In the face of these new risks, the industry has embraced an accelerated environmental sustainability agenda, with an increased awareness of the impact of global warming, and the imperative of fast-tracking the energy transition towards cleaner fuel sources.
Important regulatory developments include the global entry into force, on 1 January 2020, of the new lower 0.50% limit (from 3.5% currently) on sulphur in ships’ fuel oil, which is expected to bring significant benefits in terms of human health and the environment, but also raises new challenges for the shipping industry.

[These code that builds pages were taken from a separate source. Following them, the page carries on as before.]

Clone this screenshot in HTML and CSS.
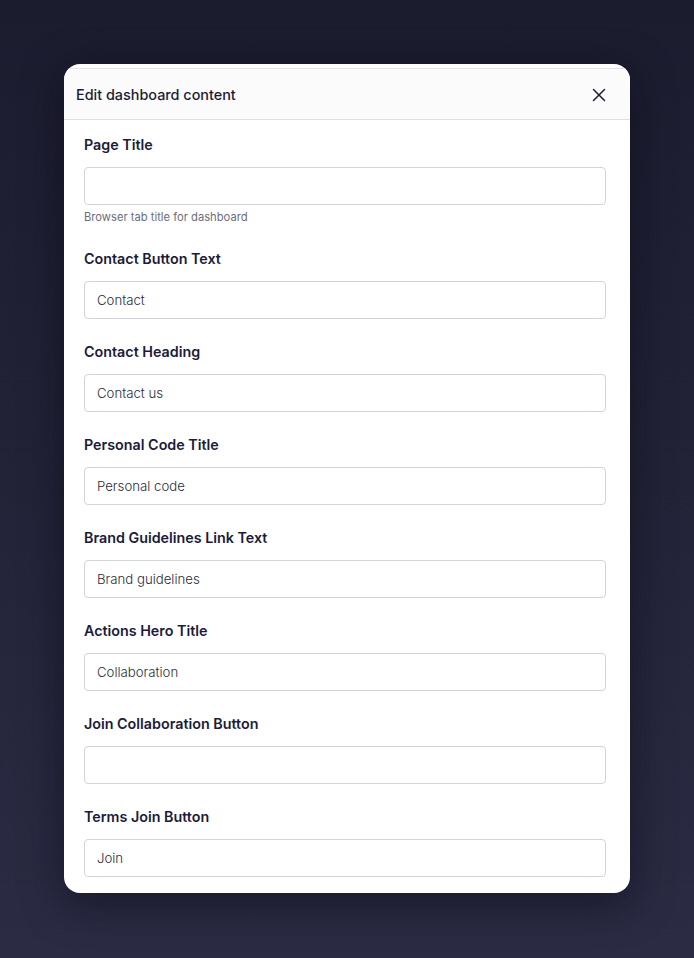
FILE: index.html
```html
<!DOCTYPE html>
<html lang="en">
<head>
<meta charset="utf-8">
<title>Edit dashboard content</title>
<link rel="stylesheet" href="styles.css">
</head>
<body>
<div class="backdrop">
  <div class="modal">
    <div class="modal-header">
      <h2 class="modal-title">Edit dashboard content</h2>
      <button class="close" aria-label="Close">
        <svg width="14" height="14" viewBox="0 0 14 14"><path d="M1.5 1.5 L12.5 12.5 M12.5 1.5 L1.5 12.5" stroke="#1d1d2c" stroke-width="1.5" stroke-linecap="round" fill="none"/></svg>
      </button>
    </div>
    <div class="modal-body">
      <div class="field">
        <label class="label">Page Title</label>
        <input class="input" type="text" value="">
        <div class="help">Browser tab title for dashboard</div>
      </div>
      <div class="field">
        <label class="label">Contact Button Text</label>
        <input class="input" type="text" value="Contact">
      </div>
      <div class="field">
        <label class="label">Contact Heading</label>
        <input class="input" type="text" value="Contact us">
      </div>
      <div class="field">
        <label class="label">Personal Code Title</label>
        <input class="input" type="text" value="Personal code">
      </div>
      <div class="field">
        <label class="label">Brand Guidelines Link Text</label>
        <input class="input" type="text" value="Brand guidelines">
      </div>
      <div class="field">
        <label class="label">Actions Hero Title</label>
        <input class="input" type="text" value="Collaboration">
      </div>
      <div class="field">
        <label class="label">Join Collaboration Button</label>
        <input class="input" type="text" value="">
      </div>
      <div class="field">
        <label class="label">Terms Join Button</label>
        <input class="input" type="text" value="Join">
      </div>
    </div>
  </div>
</div>
</body>
</html>
```
FILE: styles.css
```css
* { box-sizing: border-box; }
html, body { margin: 0; padding: 0; }
body {
  font-family: Inter, Roboto, "Liberation Sans", sans-serif;
  width: 694px;
  height: 958px;
  overflow: hidden;
  background: linear-gradient(180deg, #1c1c2f 0%, #222337 50%, #2b2c44 100%);
}
.backdrop {
  padding: 64px 64px 0 64px;
}
.modal {
  width: 566px;
  background: #ffffff;
  border-radius: 16px;
  padding-top: 4px;
  box-shadow: 0 10px 40px rgba(8, 8, 20, 0.55);
  overflow: hidden;
}
.modal-header {
  display: flex;
  align-items: center;
  justify-content: space-between;
  height: 52px;
  padding: 1px 24px 0 12px;
  background: #fbfbfc;
  border-top: 1px solid #e2e2e8;
  border-bottom: 1px solid #dedee4;
}
.modal-title {
  margin: 0;
  font-size: 14.4px;
  font-weight: 500;
  color: #1a1a36;
}
.close {
  border: 0;
  background: transparent;
  padding: 0;
  width: 14px;
  height: 14px;
  display: flex;
}
.modal-body {
  display: flex;
  flex-direction: column;
  gap: 23px;
  padding: 15px 24px 16px 20px;
}
.field {
  display: flex;
  flex-direction: column;
}
.label {
  font-size: 14.3px;
  line-height: 20px;
  font-weight: 600;
  color: #1b1b3a;
  margin-bottom: 12px;
}
.input {
  height: 38px;
  width: 100%;
  border: 1px solid #d3d3db;
  border-radius: 4px;
  padding: 0 12px;
  font-family: Inter, Roboto, "Liberation Sans", sans-serif;
  font-size: 13.2px;
  font-weight: 300;
  color: #2b2b3b;
  background: #fff;
  outline: none;
}
.help {
  margin-top: 4px;
  font-size: 11.2px;
  line-height: 17px;
  color: #6c6c80;
}
```
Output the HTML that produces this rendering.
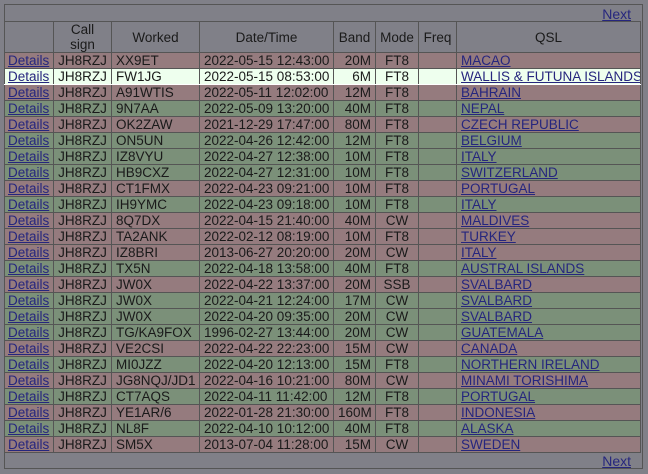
<!DOCTYPE html>
<html><head><meta charset="utf-8"><style>
body{margin:0;width:648px;height:474px;background:#808088;font-family:"Liberation Sans",Arial,sans-serif;font-size:13px;color:#1a1a1a;overflow:hidden;position:relative}
.box{position:absolute;left:4px;top:4px;width:639px;height:465px;border:1px solid #555;box-sizing:border-box}
.next{position:absolute;right:17px;color:#26267e;text-decoration:underline;font-size:14px}
table{position:absolute;left:4px;top:21px;width:636px;border-collapse:collapse;table-layout:fixed}
td,th{border:1px solid #555;padding:0 4px;height:15px;line-height:15px;white-space:nowrap;overflow:hidden;font-weight:normal;font-size:13.5px}
th{height:30px;line-height:15px;text-align:center}
td:first-child{padding:0 3px}
a{color:#26267e;text-decoration:underline}
tr.r td{background:#957b7e}
tr.g td{background:#7b9079}
tr.h td{background:#eeffee;border-top:1px solid #fff;border-bottom:1px solid #fff}
.c{text-align:center}.rt{text-align:right}
</style></head><body>
<div class="box"></div>
<span class="next" style="top:6px">Next</span>
<table>
<colgroup><col style="width:49px"><col style="width:58px"><col style="width:88px"><col style="width:134px"><col style="width:42px"><col style="width:43px"><col style="width:38px"><col style="width:184px"></colgroup>
<tr><th></th><th>Call<br>sign</th><th>Worked</th><th>Date/Time</th><th>Band</th><th>Mode</th><th>Freq</th><th>QSL</th></tr>
<tr class="r"><td><a>Details</a></td><td class="c">JH8RZJ</td><td>XX9ET</td><td>2022-05-15 12:43:00</td><td class="rt">20M</td><td class="c">FT8</td><td></td><td><a>MACAO</a></td></tr>
<tr class="h"><td><a>Details</a></td><td class="c">JH8RZJ</td><td>FW1JG</td><td>2022-05-15 08:53:00</td><td class="rt">6M</td><td class="c">FT8</td><td></td><td><a>WALLIS &amp; FUTUNA ISLANDS</a></td></tr>
<tr class="r"><td><a>Details</a></td><td class="c">JH8RZJ</td><td>A91WTIS</td><td>2022-05-11 12:02:00</td><td class="rt">12M</td><td class="c">FT8</td><td></td><td><a>BAHRAIN</a></td></tr>
<tr class="g"><td><a>Details</a></td><td class="c">JH8RZJ</td><td>9N7AA</td><td>2022-05-09 13:20:00</td><td class="rt">40M</td><td class="c">FT8</td><td></td><td><a>NEPAL</a></td></tr>
<tr class="r"><td><a>Details</a></td><td class="c">JH8RZJ</td><td>OK2ZAW</td><td>2021-12-29 17:47:00</td><td class="rt">80M</td><td class="c">FT8</td><td></td><td><a>CZECH REPUBLIC</a></td></tr>
<tr class="g"><td><a>Details</a></td><td class="c">JH8RZJ</td><td>ON5UN</td><td>2022-04-26 12:42:00</td><td class="rt">12M</td><td class="c">FT8</td><td></td><td><a>BELGIUM</a></td></tr>
<tr class="g"><td><a>Details</a></td><td class="c">JH8RZJ</td><td>IZ8VYU</td><td>2022-04-27 12:38:00</td><td class="rt">10M</td><td class="c">FT8</td><td></td><td><a>ITALY</a></td></tr>
<tr class="g"><td><a>Details</a></td><td class="c">JH8RZJ</td><td>HB9CXZ</td><td>2022-04-27 12:31:00</td><td class="rt">10M</td><td class="c">FT8</td><td></td><td><a>SWITZERLAND</a></td></tr>
<tr class="r"><td><a>Details</a></td><td class="c">JH8RZJ</td><td>CT1FMX</td><td>2022-04-23 09:21:00</td><td class="rt">10M</td><td class="c">FT8</td><td></td><td><a>PORTUGAL</a></td></tr>
<tr class="g"><td><a>Details</a></td><td class="c">JH8RZJ</td><td>IH9YMC</td><td>2022-04-23 09:18:00</td><td class="rt">10M</td><td class="c">FT8</td><td></td><td><a>ITALY</a></td></tr>
<tr class="r"><td><a>Details</a></td><td class="c">JH8RZJ</td><td>8Q7DX</td><td>2022-04-15 21:40:00</td><td class="rt">40M</td><td class="c">CW</td><td></td><td><a>MALDIVES</a></td></tr>
<tr class="r"><td><a>Details</a></td><td class="c">JH8RZJ</td><td>TA2ANK</td><td>2022-02-12 08:19:00</td><td class="rt">10M</td><td class="c">FT8</td><td></td><td><a>TURKEY</a></td></tr>
<tr class="r"><td><a>Details</a></td><td class="c">JH8RZJ</td><td>IZ8BRI</td><td>2013-06-27 20:20:00</td><td class="rt">20M</td><td class="c">CW</td><td></td><td><a>ITALY</a></td></tr>
<tr class="g"><td><a>Details</a></td><td class="c">JH8RZJ</td><td>TX5N</td><td>2022-04-18 13:58:00</td><td class="rt">40M</td><td class="c">FT8</td><td></td><td><a>AUSTRAL ISLANDS</a></td></tr>
<tr class="r"><td><a>Details</a></td><td class="c">JH8RZJ</td><td>JW0X</td><td>2022-04-22 13:37:00</td><td class="rt">20M</td><td class="c">SSB</td><td></td><td><a>SVALBARD</a></td></tr>
<tr class="g"><td><a>Details</a></td><td class="c">JH8RZJ</td><td>JW0X</td><td>2022-04-21 12:24:00</td><td class="rt">17M</td><td class="c">CW</td><td></td><td><a>SVALBARD</a></td></tr>
<tr class="g"><td><a>Details</a></td><td class="c">JH8RZJ</td><td>JW0X</td><td>2022-04-20 09:35:00</td><td class="rt">20M</td><td class="c">CW</td><td></td><td><a>SVALBARD</a></td></tr>
<tr class="g"><td><a>Details</a></td><td class="c">JH8RZJ</td><td>TG/KA9FOX</td><td>1996-02-27 13:44:00</td><td class="rt">20M</td><td class="c">CW</td><td></td><td><a>GUATEMALA</a></td></tr>
<tr class="r"><td><a>Details</a></td><td class="c">JH8RZJ</td><td>VE2CSI</td><td>2022-04-22 22:23:00</td><td class="rt">15M</td><td class="c">CW</td><td></td><td><a>CANADA</a></td></tr>
<tr class="g"><td><a>Details</a></td><td class="c">JH8RZJ</td><td>MI0JZZ</td><td>2022-04-20 12:13:00</td><td class="rt">15M</td><td class="c">FT8</td><td></td><td><a>NORTHERN IRELAND</a></td></tr>
<tr class="r"><td><a>Details</a></td><td class="c">JH8RZJ</td><td>JG8NQJ/JD1</td><td>2022-04-16 10:21:00</td><td class="rt">80M</td><td class="c">CW</td><td></td><td><a>MINAMI TORISHIMA</a></td></tr>
<tr class="g"><td><a>Details</a></td><td class="c">JH8RZJ</td><td>CT7AQS</td><td>2022-04-11 11:42:00</td><td class="rt">12M</td><td class="c">FT8</td><td></td><td><a>PORTUGAL</a></td></tr>
<tr class="r"><td><a>Details</a></td><td class="c">JH8RZJ</td><td>YE1AR/6</td><td>2022-01-28 21:30:00</td><td class="rt">160M</td><td class="c">FT8</td><td></td><td><a>INDONESIA</a></td></tr>
<tr class="g"><td><a>Details</a></td><td class="c">JH8RZJ</td><td>NL8F</td><td>2022-04-10 10:12:00</td><td class="rt">40M</td><td class="c">FT8</td><td></td><td><a>ALASKA</a></td></tr>
<tr class="r"><td><a>Details</a></td><td class="c">JH8RZJ</td><td>SM5X</td><td>2013-07-04 11:28:00</td><td class="rt">15M</td><td class="c">CW</td><td></td><td><a>SWEDEN</a></td></tr>
</table>
<span class="next" style="top:453px">Next</span>
</body></html>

According to the report, a “new normal” for maritime transport is in the making, with effects permeating all aspects of the industry, from demand to supply, markets, ports and regulatory frameworks.
The effects of the paradigm shift are already being felt. Some services, such as those in container shipping and shipbuilding, are consolidating, while others are expanding their scope to include landside and logistic operations.
In addition, some are calling for more governmental support for shipbuilding activities or financing for the technology needed to develop zero-emission vessels.
While adjusting to the new normal may entail some potential challenges, the report observes, it could also open some opportunities. Supporting this process calls for improved planning, adequate response measures, as well as flexible and forward-looking transport policies that anticipate change.